臨床エンブリオロジストとは

エンブリオロジストの仕事

1978年イギリスで世界初の体外受精児が産まれ、受精と胚(受精卵)発育の場である卵管に障害のある人の妊娠、出産が成功しました。この時に精子、卵子の受精環境を整え、受精を確認し、胚を育てたのがエドワード博士でした。
このエドワード博士にならい、不妊治療ラボの専門技術者がエンブリオロジストです。
仕事は、精液検査、良好精子収集、医師が採取した卵胞液から卵子収集と培養、媒精(シャーレ内で精子と卵子を混合培養して受精を促す)と顕微授精(顕微鏡下で卵子に精子を注入)をします。約18時間後に受精確認(卵子内に精子と卵子由来の2つの前核を確認)し、別の培養液を入れたシャーレに移して胚を育てます。他に精子や胚の凍結保存および融解や孵化補助などの処置もします。

Q&A

Q 日本臨床エンブリオロジスト学会はどんな学会ですか?

A エンブリオロジストの知識と技術の向上をめざし、平成8年に会員100名で「臨床エンブリオロジストの会」を発足、顕微授精や凍結保存などのワークショップを毎年開催し全国に技術を広めて来ました。平成13年には会員300名で「日本臨床エンブリオロジスト研究会」と改称し、研修した証として認定資格制度を発足、平成17年に創立10周年記念大会を開催し会員500名で「日本臨床エンブリオロジスト学会」と改称しました。併せて「エンブリオロジストのためのART必須ラボマニュアル」「エンブリオロジストのためのART標準実技ラボマニュアル」を編集発行するなど精子、卵子と受精、胚培養、凍結保存などの知識・技術向上を通じて社会貢献する活動を続けています。

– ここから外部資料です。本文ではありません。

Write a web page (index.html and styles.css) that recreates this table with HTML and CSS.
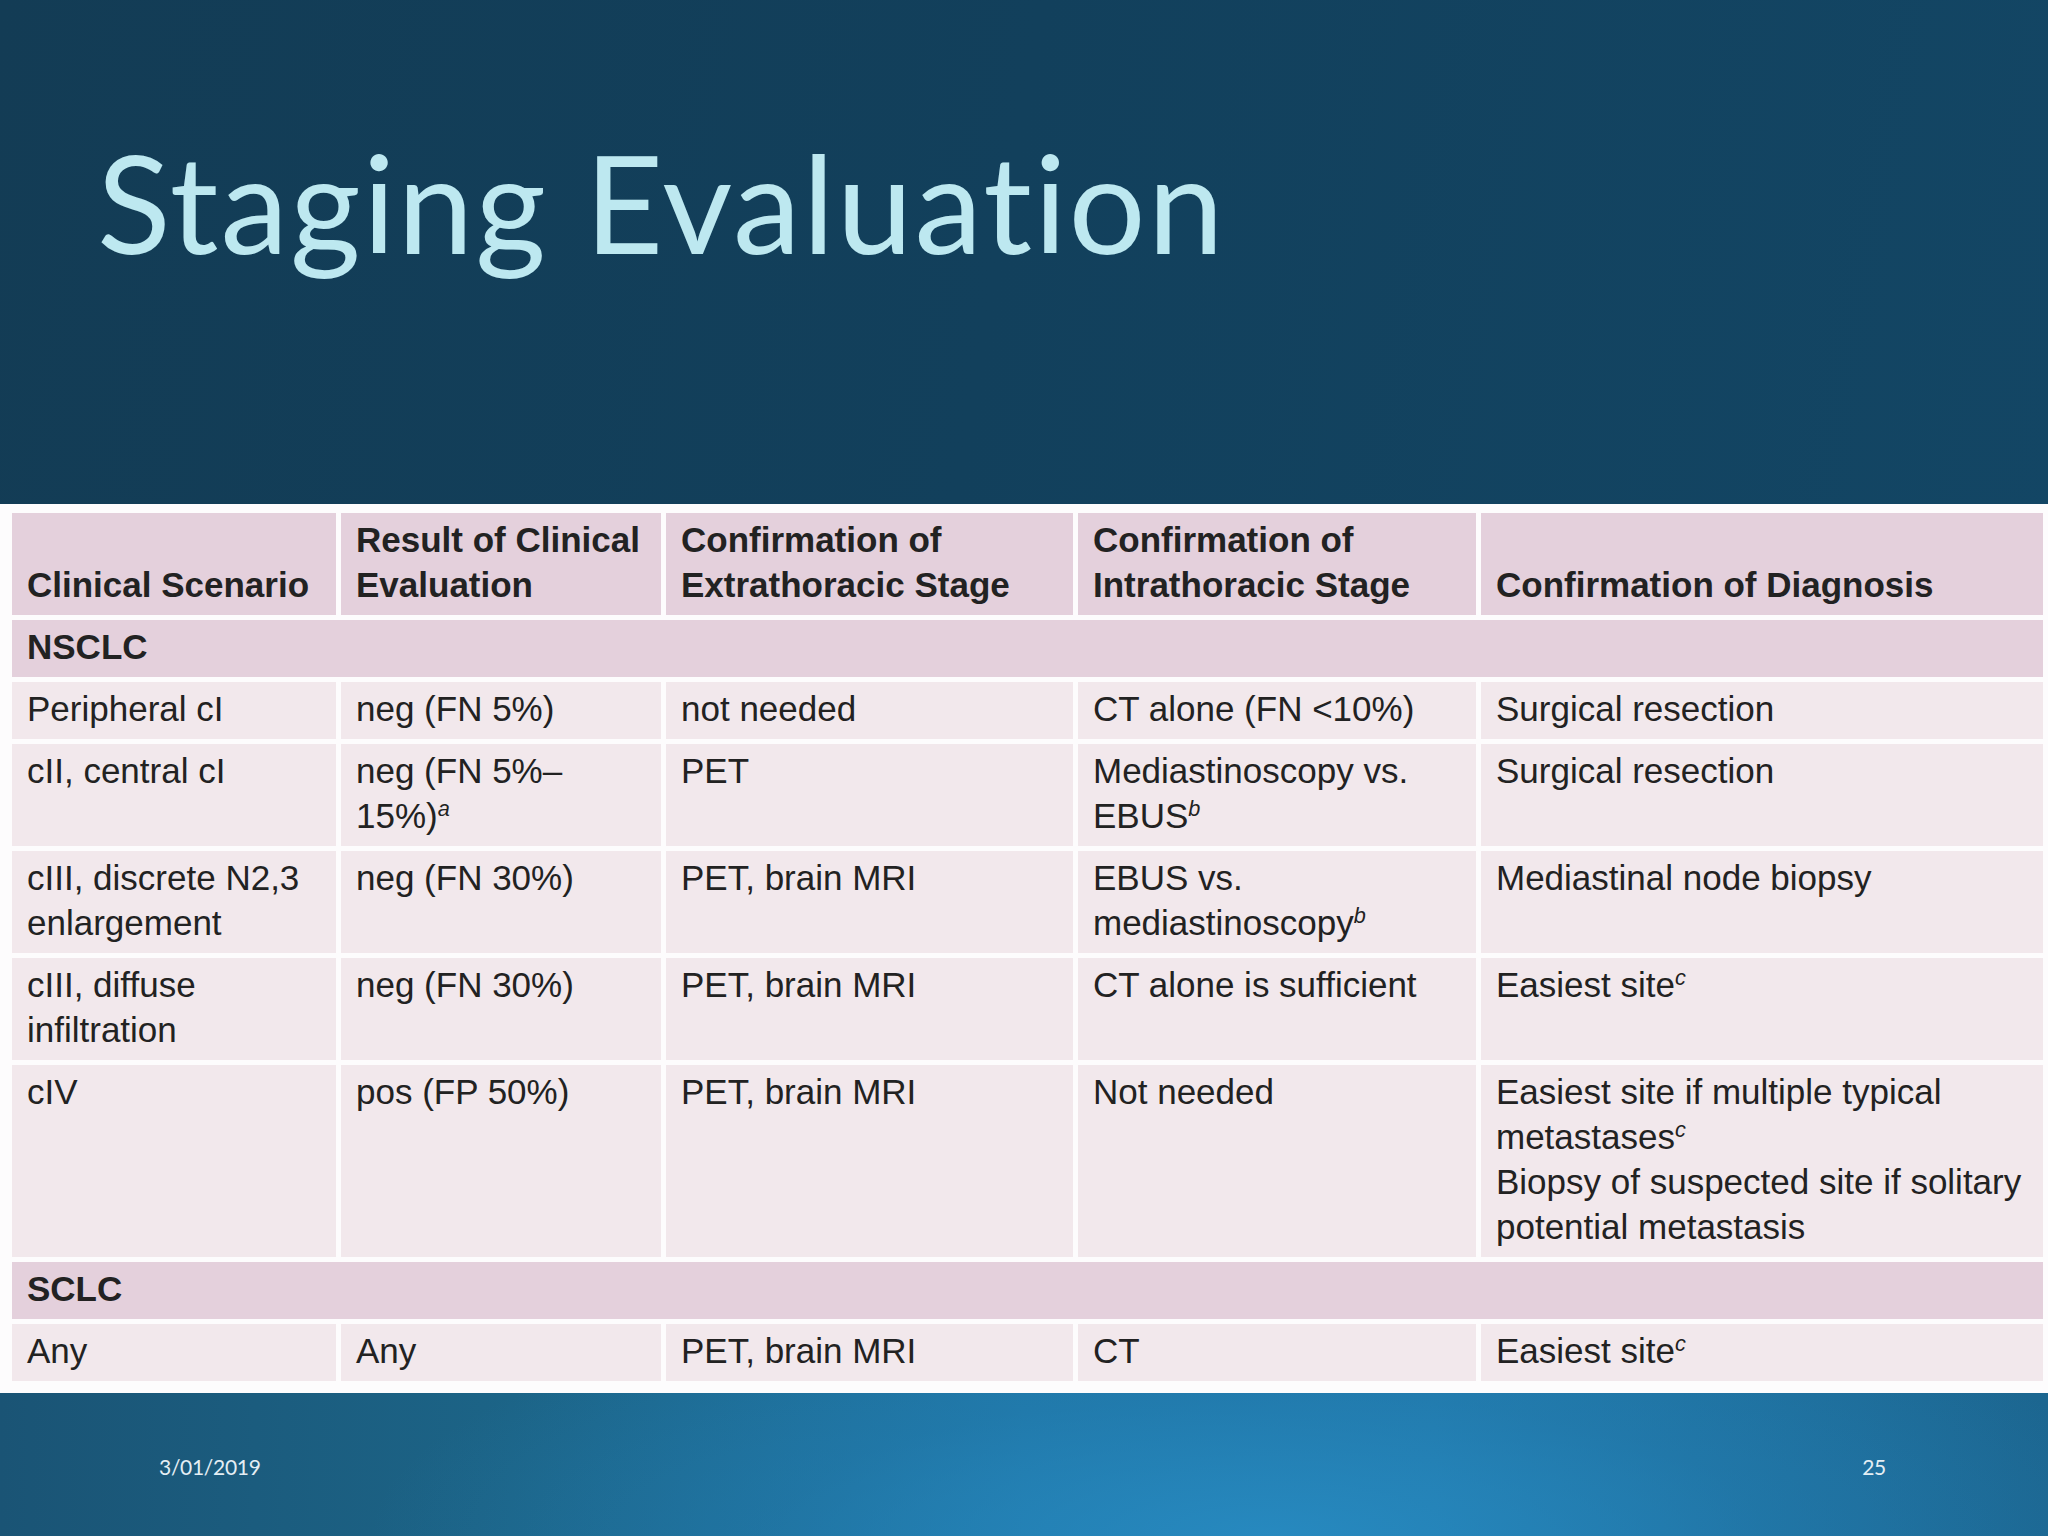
FILE: index.html
```html
<!DOCTYPE html>
<html lang="en">
<head>
<meta charset="utf-8">
<title>Staging Evaluation</title>
<link rel="stylesheet" href="styles.css">
</head>
<body>
<div class="slide">
  <header class="title-area">
    <h1 class="title">Staging Evaluation</h1>
  </header>
  <section class="table-wrap">
    <table class="staging">
      <colgroup>
        <col class="c1"><col class="c2"><col class="c3"><col class="c4"><col class="c5">
      </colgroup>
      <thead>
        <tr>
          <th>Clinical Scenario</th>
          <th>Result of Clinical<br>Evaluation</th>
          <th>Confirmation of<br>Extrathoracic Stage</th>
          <th>Confirmation of<br>Intrathoracic Stage</th>
          <th>Confirmation of Diagnosis</th>
        </tr>
      </thead>
      <tbody>
        <tr class="section"><td colspan="5">NSCLC</td></tr>
        <tr>
          <td>Peripheral cI</td>
          <td>neg (FN 5%)</td>
          <td>not needed</td>
          <td>CT alone (FN &lt;10%)</td>
          <td>Surgical resection</td>
        </tr>
        <tr>
          <td>cII, central cI</td>
          <td>neg (FN 5%–<br>15%)<sup>a</sup></td>
          <td>PET</td>
          <td>Mediastinoscopy vs.<br>EBUS<sup>b</sup></td>
          <td>Surgical resection</td>
        </tr>
        <tr>
          <td>cIII, discrete N2,3<br>enlargement</td>
          <td>neg (FN 30%)</td>
          <td>PET, brain MRI</td>
          <td>EBUS vs.<br>mediastinoscopy<sup>b</sup></td>
          <td>Mediastinal node biopsy</td>
        </tr>
        <tr>
          <td>cIII, diffuse<br>infiltration</td>
          <td>neg (FN 30%)</td>
          <td>PET, brain MRI</td>
          <td>CT alone is sufficient</td>
          <td>Easiest site<sup>c</sup></td>
        </tr>
        <tr>
          <td>cIV</td>
          <td>pos (FP 50%)</td>
          <td>PET, brain MRI</td>
          <td>Not needed</td>
          <td>Easiest site if multiple typical<br>metastases<sup>c</sup><br>Biopsy of suspected site if solitary<br>potential metastasis</td>
        </tr>
        <tr class="section"><td colspan="5">SCLC</td></tr>
        <tr>
          <td>Any</td>
          <td>Any</td>
          <td>PET, brain MRI</td>
          <td>CT</td>
          <td>Easiest site<sup>c</sup></td>
        </tr>
      </tbody>
    </table>
  </section>
  <footer class="footer">
    <span class="date">3/01/2019</span>
    <span class="page">25</span>
  </footer>
</div>
</body>
</html>
```

FILE: styles.css
```css
html, body {
  margin: 0;
  padding: 0;
}

body {
  width: 2048px;
  height: 1536px;
  overflow: hidden;
}

.slide {
  width: 2048px;
  height: 1536px;
  display: flex;
  flex-direction: column;
  background: linear-gradient(100deg, #133c55 0%, #12405c 45%, #134766 100%);
}

.title-area {
  height: 504px;
  box-sizing: border-box;
  padding: 134px 0 0 97px;
}

.title {
  margin: 0;
  font-family: Lato, "Open Sans", sans-serif;
  font-weight: 400;
  font-size: 136px;
  line-height: 136px;
  letter-spacing: 2px;
  color: #bde8f0;
}

.table-wrap {
  background: #fdfcfd;
  padding: 4px 0 7px 7px;
}

.staging {
  border-collapse: separate;
  border-spacing: 5px;
  table-layout: fixed;
  width: 2041px;
  font-family: "Liberation Sans", Arial, sans-serif;
  font-size: 35px;
  line-height: 45px;
  color: #222222;
}

.c1 { width: 324px; }
.c2 { width: 320px; }
.c3 { width: 407px; }
.c4 { width: 398px; }
.c5 { width: 562px; }

.staging th,
.staging td {
  padding: 4px 15px 8px 15px;
  text-align: left;
  vertical-align: top;
  white-space: nowrap;
  overflow: hidden;
}

.staging th {
  background: #e4d0dc;
  font-weight: 700;
  vertical-align: bottom;
}

.staging td {
  background: #f2e8ec;
  font-weight: 400;
}

.staging .section td {
  background: #e4d0dc;
  font-weight: 700;
}

.staging sup {
  font-size: 0.62em;
  font-style: italic;
  line-height: 0;
  vertical-align: 0.55em;
}

.footer {
  flex: 1;
  display: flex;
  justify-content: space-between;
  align-items: center;
  padding: 4px 162px 0 159px;
  font-family: Lato, "Open Sans", sans-serif;
  font-size: 21px;
  letter-spacing: -0.3px;
  color: #e4eef4;
  background:
    radial-gradient(ellipse 900px 260px at 62% 100%, rgba(40, 140, 195, 0.85) 0%, rgba(36, 128, 182, 0.4) 55%, rgba(30, 110, 160, 0) 100%),
    linear-gradient(90deg, #1a5475 0%, #1c6487 25%, #1f76a5 50%, #2179aa 70%, #1c6690 100%);
}
```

基盤はエンブリオロジストのエンブリオロジストによるエンブリオロジストのための学会です。

Q 会員数はどれくらいいるのですか?

A 2024年2月末現在、約786名です。

Q 認定臨床エンブリオロジストとは?

A 平成13年に当学会がエンブリオロジストの特殊技術と知識を修得した者のために日本初の認定資格制度を作りました。当会ワークショップや共催研究会などにおいて2回以上の研修を受け、ARTラボで実際に業務している当会会員で、筆記、実技、面接の試験に合格した者に認定資格を授与してきました。令和6年からは日本臨床エンブリオロジスト学会と日本卵子学会の認定資格が統一され、将来的には公的な資格として認められることが期待されています。

Q エンブリオロジストになりたいのですが?

A 当会をはじめ関連団体や職場での研修を積んだ臨床検査技師、獣医、畜産、農学生物系学部卒業者、または医師、看護師、薬剤師など、多くのバックグラウンドを持った方が生殖補助医療の現場でエンブリオロジストとして活躍されています。多くの方は業務や学習を通じて知識や技術を身に付けています。また、最近ではエンブリオロジスト育成を目的とした学科、大学院を設置する大学も増えてきており、今後、エンブリオロジストの活躍の場はますます広がるものと考えられています。

Q エンブリオロジストの教育はどのように行っているのでしょうか?

A 当会では、学術大会(年1回)、実技ワークショップ、Webセミナーなどを通じてエンブリオロジストの知識、技術の向上に努めています。多くの知識や確実正確な技術が求められるエンブリオロジストには継続的な教育と学習が求められます。